Tanya Murphy Dodd, shared it was the realization that all the elders of her family were passing which stirred her to “want to know who these people were”, and document their existence before it was forgotten and lost”….One strain of her work incorporated her photography—she “still uses film” and actually makes her own cameras! She was interested in, and motivated by “the recovery of history”, and felt that being a storyteller she presented an “evolving definition of truth” in her work.

African Heritage Show (By Victoria Donohoe)
 
Tanya Murphy Dodd's 84-piece exhibit, "Private Visions: Shadows of a Journey 2010," at Widener University is directed toward rediscovery of the African heritage, the depiction of the black experience in America.

A Philadelphian, Dodd goes about this quest by reaching into her family's past in rural South Carolina, and trying to reconnect with a disappearing legacy. The painter/photographer takes up the subject with an eye to blending together photography and painting techniques. (And she gives the advantage here, I'd say, to painting.)

Dodd intends to freight this mixed-media approach with as much meaning as it can take in subjects ranging from figures near dilapidated houses, old barns, passing shadowy figures, fields ripe for harvest, "one-room" churches, vestiges of a Southern plantation and references to ancestors, to the slave-ship era.

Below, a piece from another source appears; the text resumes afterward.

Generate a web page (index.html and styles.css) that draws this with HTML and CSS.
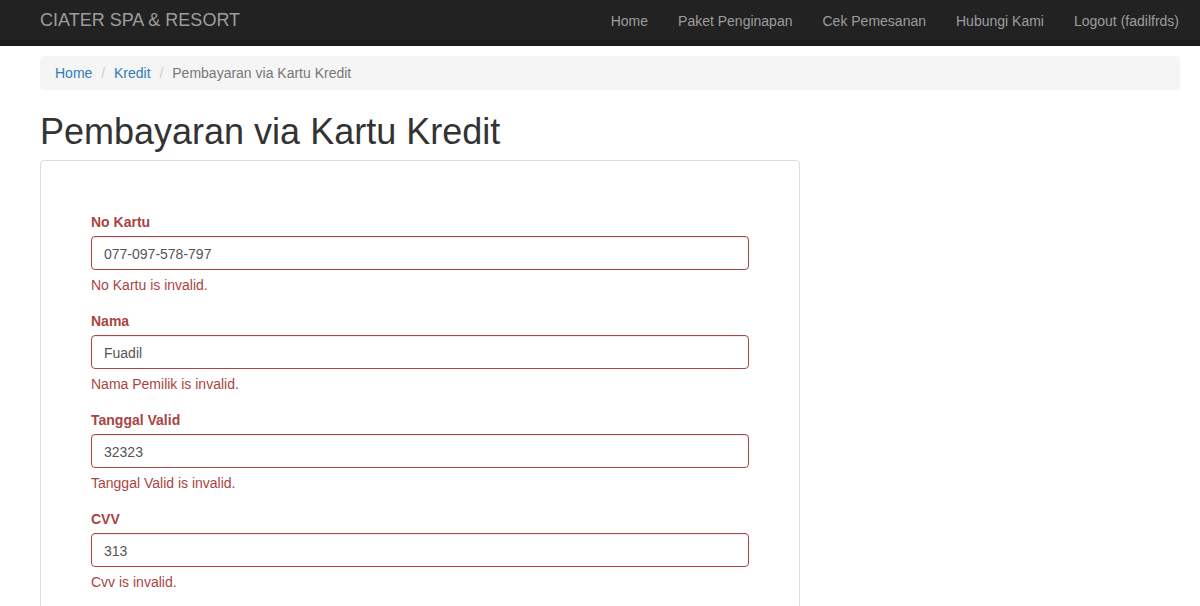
FILE: index.html
```html
<!DOCTYPE html>
<html lang="id">
<head>
<meta charset="utf-8">
<title>Pembayaran via Kartu Kredit</title>
<link rel="stylesheet" href="styles.css">
</head>
<body>
<nav class="navbar">
  <a class="brand" href="#">CIATER SPA &amp; RESORT</a>
  <ul class="nav">
    <li><a href="#">Home</a></li>
    <li><a href="#">Paket Penginapan</a></li>
    <li><a href="#">Cek Pemesanan</a></li>
    <li><a href="#">Hubungi Kami</a></li>
    <li><a href="#">Logout (fadilfrds)</a></li>
  </ul>
</nav>
<main class="container">
  <ul class="breadcrumb">
    <li><a href="#">Home</a></li>
    <li><a href="#">Kredit</a></li>
    <li class="active">Pembayaran via Kartu Kredit</li>
  </ul>
  <h1 class="title">Pembayaran via Kartu Kredit</h1>
  <div class="panel">
    <form class="form">
      <div class="form-group">
        <label class="label" for="no">No Kartu</label>
        <input class="input" id="no" type="text" value="077-097-578-797">
        <div class="help">No Kartu is invalid.</div>
      </div>
      <div class="form-group">
        <label class="label" for="nama">Nama</label>
        <input class="input" id="nama" type="text" value="Fuadil">
        <div class="help">Nama Pemilik is invalid.</div>
      </div>
      <div class="form-group">
        <label class="label" for="tgl">Tanggal Valid</label>
        <input class="input" id="tgl" type="text" value="32323">
        <div class="help">Tanggal Valid is invalid.</div>
      </div>
      <div class="form-group">
        <label class="label" for="cvv">CVV</label>
        <input class="input" id="cvv" type="text" value="313">
        <div class="help">Cvv is invalid.</div>
      </div>
    </form>
  </div>
</main>
</body>
</html>
```

FILE: styles.css
```css
* { box-sizing: border-box; }
html, body { margin: 0; padding: 0; }
body {
  font-family: "Liberation Sans", Arial, Helvetica, sans-serif;
  font-size: 14px;
  line-height: 1.42857;
  color: #333;
  background: #fff;
}
a { text-decoration: none; }

.navbar {
  height: 46px;
  background: #222;
  border-bottom: 6px solid #1b1b1b;
  display: flex;
  justify-content: space-between;
  align-items: flex-start;
  padding: 0 6px 0 40px;
}
.brand {
  font-size: 18px;
  line-height: 41px;
  color: #9d9d9d;
}
.nav {
  list-style: none;
  margin: 0;
  padding: 0;
  display: flex;
}
.nav a {
  display: block;
  padding: 0 15px;
  line-height: 43px;
  color: #9d9d9d;
}

.container {
  padding: 0 20px 0 40px;
}
.breadcrumb {
  list-style: none;
  margin: 10px 0 20px;
  padding: 8px 15px 6px;
  background: #f5f5f5;
  border-radius: 4px;
}
.breadcrumb li { display: inline-block; }
.breadcrumb li + li:before {
  content: "/\00a0";
  padding: 0 5px;
  color: #ccc;
}
.breadcrumb a { color: #337ab7; }
.breadcrumb .active { color: #777; }

.title {
  margin: 21px 0 9px;
  padding-top: 1px;
  font-size: 36px;
  font-weight: 500;
  line-height: 39px;
  color: #333;
}

.panel {
  width: 760px;
  border: 1px solid #ddd;
  border-radius: 4px;
  padding: 50px 50px 60px;
}
.form-group { margin-bottom: 16px; }
.label {
  display: block;
  padding-top: 2px;
  line-height: 18px;
  margin-bottom: 5px;
  font-weight: bold;
  color: #a94442;
}
.input {
  display: block;
  width: 100%;
  height: 34px;
  padding: 7px 12px 5px;
  font-family: inherit;
  font-size: 14px;
  line-height: 20px;
  color: #555;
  background: #fff;
  border: 1px solid #a94442;
  border-radius: 4px;
  box-shadow: inset 0 1px 1px rgba(0,0,0,.075);
  outline: none;
}
.help {
  margin: 6px 0 10px;
  line-height: 18px;
  color: #a94442;
}
```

Her most effective technique among several is to place cutout relief figures onto the surface of the environmental photos she takes. She then uses acrylic paint and polymers to join the past with the present, generally keeping things shadowy.

Such an approach seems to represent the steady, unhedging voice of reason in assembling historic pictures. But beyond that, this handsome, rather mystical, yet modest work is presented like enduring footnotes that reinforce today's increasingly lively discourse about African American heritage.